On the same day as the USA invades Iraq, 1000 USA troops supported by helicopters attack a region of the Sami Ghar mountains. Hundreds of homes are searched in several villages in the district of Maruf.

The chief of USA forces in Afghanistan, Lieutenant-General Dan McNeill, accuses the West of failing to rebuild the country as promised before it was attacked. The Prime Minister, Hamid Karzai (supported and protected by the USA), only controls the area around Kabul, the country's capital.

19 prisoners are released without charge from military detention in Guanatanamo Bay in Cuba by the USA without charge or explanation after they had been held as "battlefield detainees" for more than a year.

In Loi Karez, 40 people are killed by USA forces.

Dozens of homes are demolished by the USA backed police chief, Basir Salangi, in Kabul. The homes were in Wazir Akhbar Khan, an area wanted for the development of luxury accommodation. Buldozers flattened 13 mud brick one room houses with the families' possessions still inside. At the same time, all but four of Hamid Karzai's 32 cabinet ministers are given plots of land worth up to $170,000 in the Shir Pur district of the capital.
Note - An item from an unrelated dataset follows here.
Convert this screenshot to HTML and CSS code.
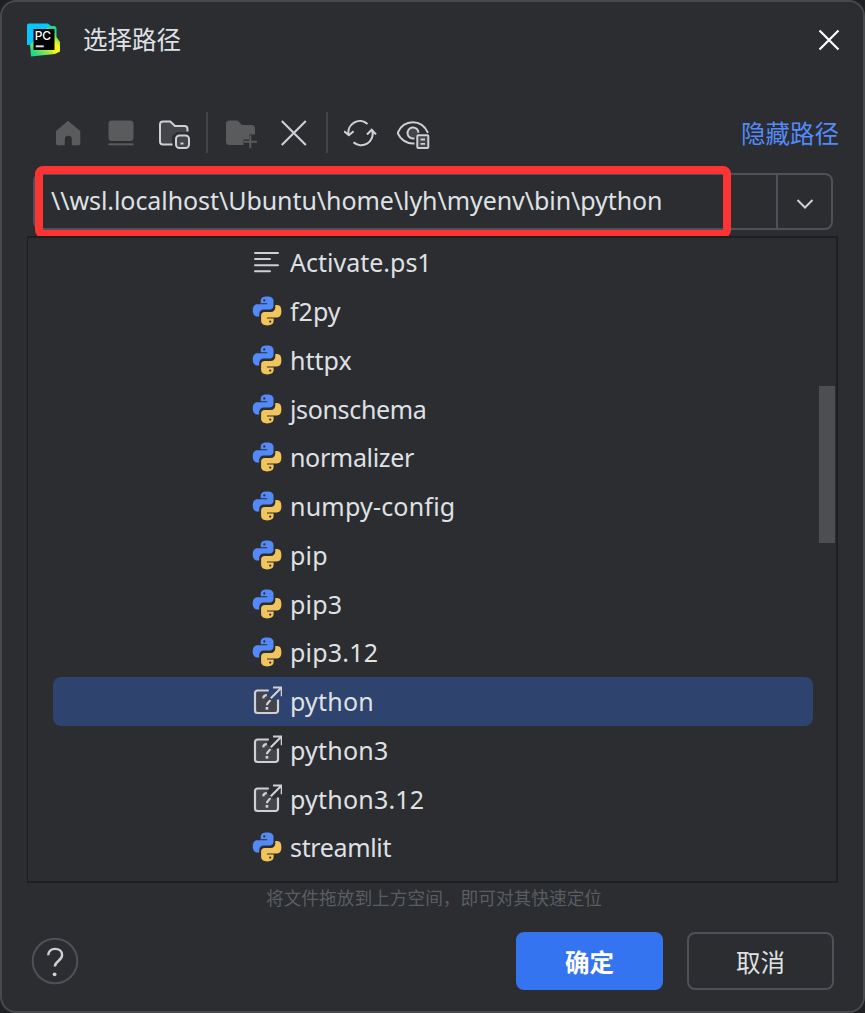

Ten nomads (including women and children) are killed when their tents are attacked by USA helicopters in Naubahar district. One of the survivors, Haji Lawang, complained that no USA official had been to the site of the bombing: "They had nothing to do with politics. This is a disaster. People said the Americans came here to help us build our country, but they are not. They are killing our people."

Although, little is reported about the country in the Western media, in a two month period between August and September, 300 people are killed, including civilians, aid workers and USA soldiers. Schools for girls are attacked and set on fire.
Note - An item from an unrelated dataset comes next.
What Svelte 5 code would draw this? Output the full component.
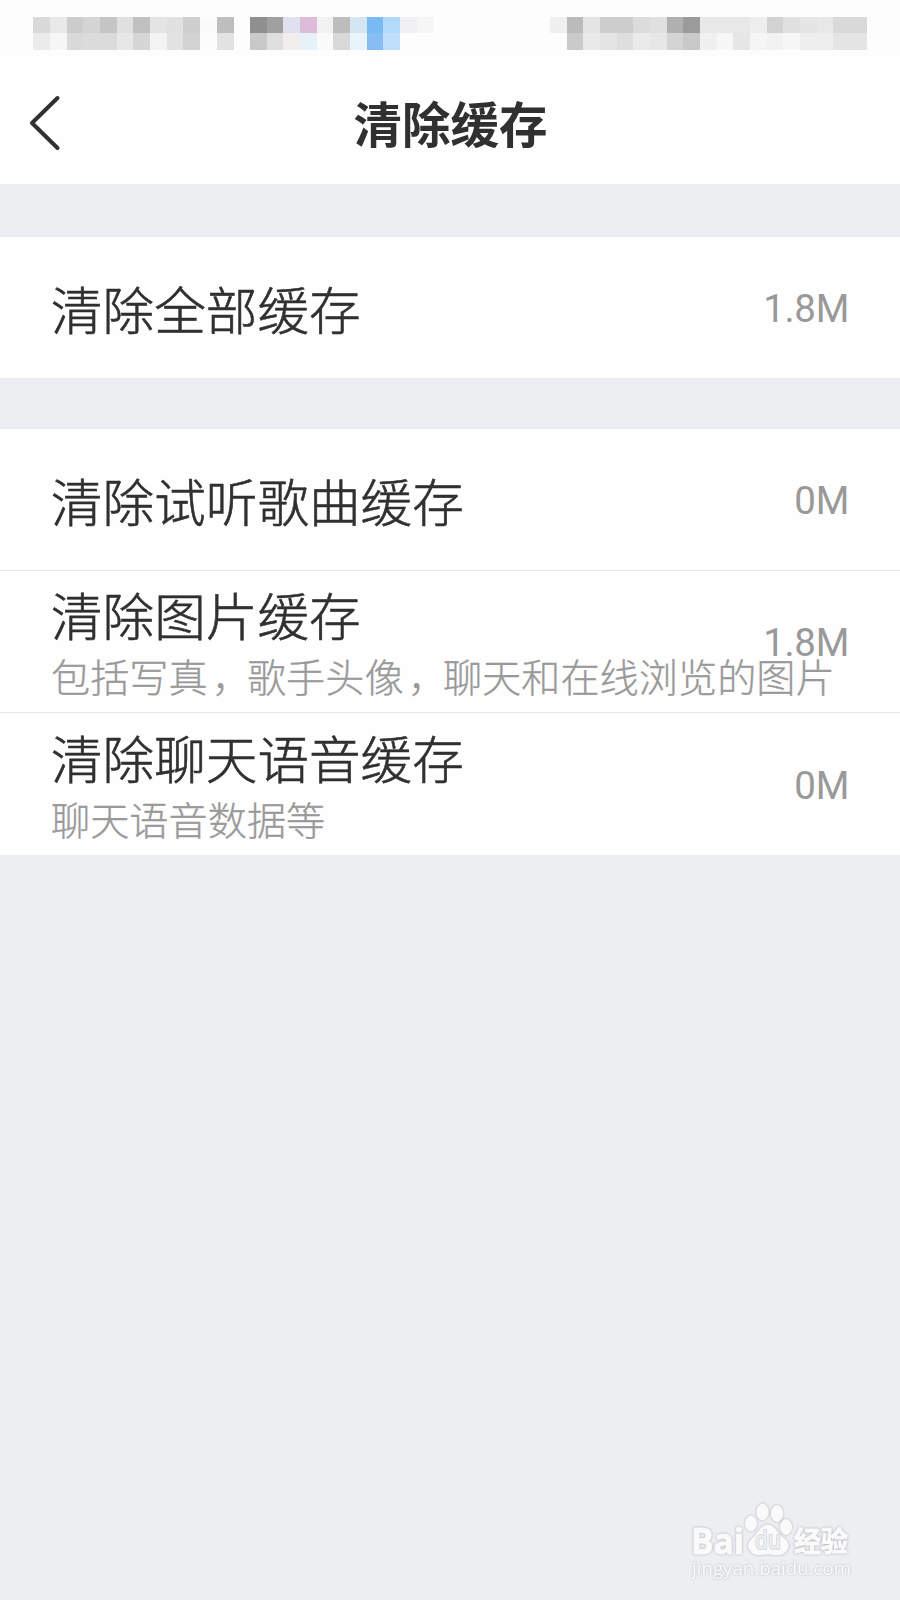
<script>
  // two rows of mosaic tiles, one entry per column, "" leaves the tile empty
  const tiles = [
    "||d9|e9|cc|d4|c5|e0|c0|e4|e1|cf|fa|be||8f|a0|e0e0ee|ddbcd9|f2|bd|d4e6f2|78bbf4|b3daf9|f1f1f3|f6||||||||f0|bb|e4|cd|cd|dc|e0|b0|9b|e8|e8|e8|ee|d2|e1|e5|e8|d9|d9||",
    "||eb|f6|d9|db|db|e7|d6|f3|e2|d3|fc|e2||c9|df|f3eeee|e7f1f8|fa|d9|e8f3fa|86bdf3|bfdffb|||||||||||ca|e9|e4|de|ea|e7|d4|c9|f0|f7|e6|f5|f2|f7|ee|ee|e5|e5||"
  ]
    .map(row => row.split("|"))
    .map(row => row.map(c => (c.length === 2 ? c + c + c : c)));

  const groups = [
    [{ title: "清除全部缓存", size: "1.8M" }],
    [
      { title: "清除试听歌曲缓存", size: "0M" },
      {
        title: "清除图片缓存",
        note: "包括写真，歌手头像，聊天和在线浏览的图片",
        size: "1.8M"
      },
      { title: "清除聊天语音缓存", note: "聊天语音数据等", size: "0M" }
    ]
  ];
</script>

<div class="screen">
  <svg class="status" viewBox="0 0 54 3.36" aria-hidden="true">
    {#each tiles as row, y}
      {#each row as color, x}
        {#if color}
          <rect {x} y={y + 1} width="1.01" height="1" fill={"#" + color} />
        {/if}
      {/each}
    {/each}
  </svg>

  <header>
    <button class="back" aria-label="返回">
      <svg width="36" height="60" viewBox="0 0 36 60">
        <path d="M31.500 5 L6 30 L31.500 55" />
      </svg>
    </button>
    <h1>清除缓存</h1>
  </header>

  <main>
    {#each groups as group}
      <ul>
        {#each group as item}
          <li>
            <div class="label" class:two-line={item.note}>
              <span class="title">{item.title}</span>
              {#if item.note}
                <span class="note">
                  {#each item.note.split(/(，)/) as part}<span class:comma={part === "，"}>{part}</span>{/each}
                </span>
              {/if}
            </div>
            <span class="size">{item.size}</span>
          </li>
        {/each}
      </ul>
    {/each}
  </main>

  <svg class="watermark" width="170" height="90" viewBox="0 0 170 90">
    <g class="mark">
      <text class="latin" x="1" y="53.500" textLength="53" lengthAdjust="spacingAndGlyphs">Bai</text>
      <ellipse cx="61" cy="23.500" rx="5.500" ry="7.500" />
      <ellipse cx="72.500" cy="12" rx="5.700" ry="8" />
      <ellipse cx="87" cy="13.500" rx="5.700" ry="8" />
      <ellipse cx="96" cy="27" rx="5.500" ry="7.500" />
      <path d="M78 25 C71 25 69 32 64 37 C58 42 57 46 60 50 C64 57 71 54 78 54 C85 54 93 57 97 50 C100 45 97 40 92 37 C86 32 85 25 78 25 Z" />
      <text class="cjk" x="104" y="51.500" textLength="54" lengthAdjust="spacingAndGlyphs">经验</text>
    </g>
    <text class="du" x="65" y="49" textLength="26" lengthAdjust="spacingAndGlyphs">du</text>
    <text class="url" x="2" y="75" textLength="159" lengthAdjust="spacingAndGlyphs">jingyan.baidu.com</text>
  </svg>
</div>

<style>
  :global(body) {
    margin: 0;
    background: #eceef2;
  }

  .screen {
    position: relative;
    width: 900px;
    height: 1600px;
    overflow: hidden;
    background: #eceef2;
    font-family: Roboto, "Noto Sans CJK SC", sans-serif;
    color: #303030;
  }

  .status {
    display: block;
    width: 900px;
    height: 56px;
    background: #fdfdfd;
    shape-rendering: crispEdges;
  }

  header {
    display: grid;
    grid-template-columns: 90px 1fr 90px;
    align-items: center;
    box-sizing: border-box;
    height: 128px;
    background: #fefefe;
  }

  .back {
    display: flex;
    padding: 5px 0 0 26px;
    border: 0;
    background: none;
  }

  .back path {
    fill: none;
    stroke: #303030;
    stroke-width: 4;
    stroke-linecap: round;
    stroke-linejoin: round;
  }

  h1 {
    margin: 0;
    padding: 14px 0 0 1px;
    font-size: 48.5px;
    line-height: 64px;
    font-weight: 700;
    text-align: center;
  }

  main {
    display: flex;
    flex-direction: column;
    gap: 47px;
    padding-top: 50.500px;
  }

  ul {
    margin: 0;
    padding: 0;
    list-style: none;
    border-top: 2px solid #ececed;
    border-bottom: 2px solid #ececed;
  }

  li {
    display: flex;
    align-items: center;
    justify-content: space-between;
    box-sizing: border-box;
    height: 141px;
    padding: 0 51px;
    background: #fefefe;
  }

  li + li {
    height: 142.500px;
    border-top: 1.5px solid #e8e8ea;
  }

  .label {
    display: flex;
    flex-direction: column;
    width: 0;
    padding-top: 11px;
    white-space: nowrap;
  }

  .two-line {
    padding-top: 14px;
  }

  .title {
    font-size: 51.6px;
    line-height: 62px;
    font-weight: 300;
    -webkit-text-stroke: 0.6px;
  }

  .note {
    font-size: 39.2px;
    line-height: 58px;
    font-weight: 300;
    color: #999;
    -webkit-text-stroke: 0.3px;
  }

  .comma {
    display: inline-block;
    box-sizing: border-box;
    width: 1em;
    padding-left: 4px;
  }

  .size {
    padding-top: 3px;
    font-size: 38.5px;
    letter-spacing: -0.3px;
    color: #999;
  }

  .watermark {
    position: absolute;
    left: 690px;
    top: 1500px;
    font-family: "Open Sans", "Noto Sans CJK SC", sans-serif;
  }

  .mark {
    fill: #fafafb;
    stroke: #fafafb;
    stroke-width: 1;
    filter: drop-shadow(0 0 1px #a8a9ae);
  }

  .latin {
    font-size: 36px;
    font-weight: 700;
  }

  .du {
    font-size: 25px;
    font-weight: 600;
    fill: #eceef2;
    stroke: #cfd0d5;
    stroke-width: 1.5;
    paint-order: stroke;
  }

  .cjk {
    font-size: 28px;
    font-weight: 700;
  }

  .url {
    font-size: 19px;
    fill: #fafafb;
    filter: drop-shadow(0 0 0.8px #b8b9be);
  }
</style>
Amnesty International produces a report about the lives of Afghan women two years after the USA led invasion of the country. The report states that women continue to the victims of forced marriage (often to settle disputes), domestic violence (including honour killings), abduction and rape (often by the groups loyal to the war lords backed by the USA). Prosecutions for violence against women and virtually unknown. Women are routinely detained for adultery or asserting their rights.

The "War on Terror"

The human rights organisation, Amnesty International, publishes a report saying the the "war on terror" is leaving the world more insecure and its people more afraid.

The report accuses the USA and UK of using the "war on terror" to abuse human rights. Draconian laws had been introduced by the two countries after the terrorist attacks on the USA on 11 September 2001. New laws allow torture, detention without trial and truncated justice.

The USA and UK are accused of double standards: attacking Iraq for "possessing weapons of mass destruction" while at the same time selling deadly weapons to regimes that abuse human rights.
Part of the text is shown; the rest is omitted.